Emerging Successes in Higher Education
Union Minister of State for Education, Subhash Sarkar, announced a heartening trend of increased enrollment of Muslim students in higher education institutions. For the academic year 2016-17, 1.739 million Muslim students were enrolled, a figure that surged to 1.922 million for the academic year 2020-21.
Notably, the growth isn’t confined to student enrollment alone. The ranks of Muslim educators have also swelled. The number of teachers from the Muslim community has risen from 67,215 in the academic year 2016-17 to an impressive 86,314 in the academic year 2020-21.
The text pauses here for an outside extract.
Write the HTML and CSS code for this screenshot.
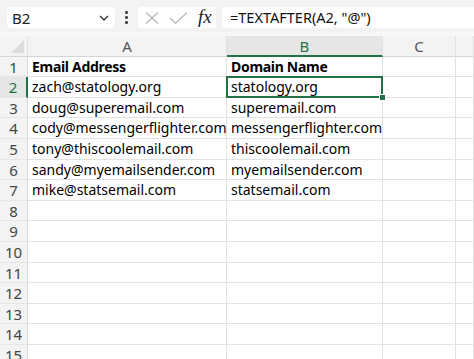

Government Initiatives and Challenges
The Modi government’s efforts to encourage higher education among minority students have been acknowledged by the Minister of State for Education. The scope of these initiatives extends to Buddhists, Christians, Jains, Muslims, Sikhs, and Zoroastrians.
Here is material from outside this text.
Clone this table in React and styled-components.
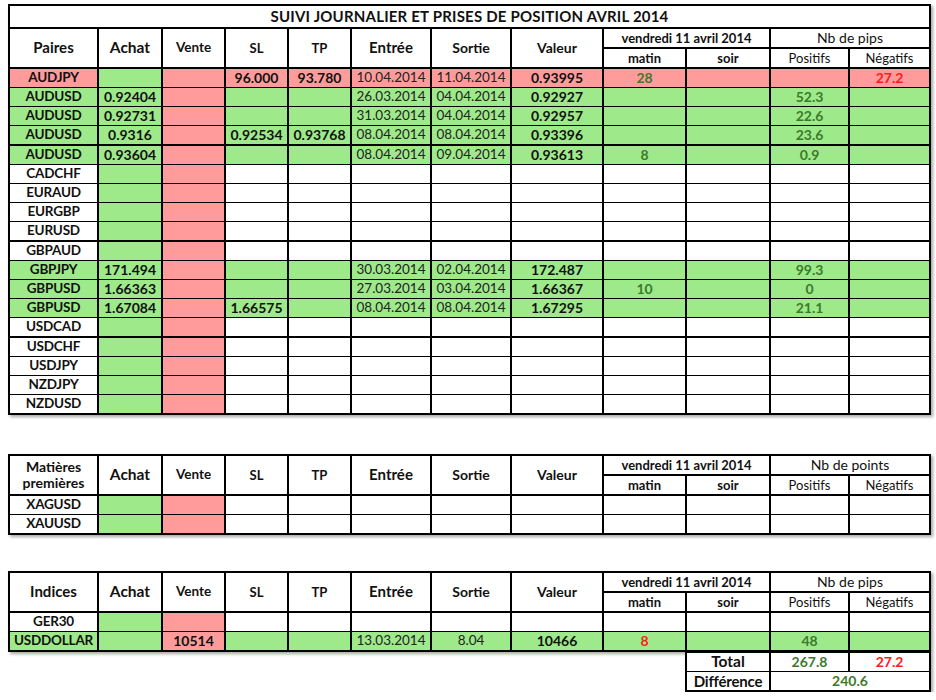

However, amidst these successes, it is essential to confront existing challenges. The dropout rate among Muslim children remains relatively high, partly due to limited opportunities for higher education, especially for boys. This educational gap is impacting the overall progress of the Muslim community. In addition, statistics reveal that the rate of school truancy among Muslims is notably higher compared to the national average.
Minister of State for Education, Subhash Sarkar, has acknowledged that the dropout rate of Muslim children does not fully align with the positive growth observed in the number of Muslim students and teachers.
While some students within the Muslim community have flourished educationally, contributing to an increase in higher education participation, their presence in primary and secondary education has dwindled in certain states.
Despite these challenges, the journey toward educational progress for Muslim students continues. Hope remains that through collective efforts and sustained initiatives, the barriers hindering their education will be overcome. The aim is for Muslim students to emerge stronger, equipped to contribute positively to their communities and the nation as a whole.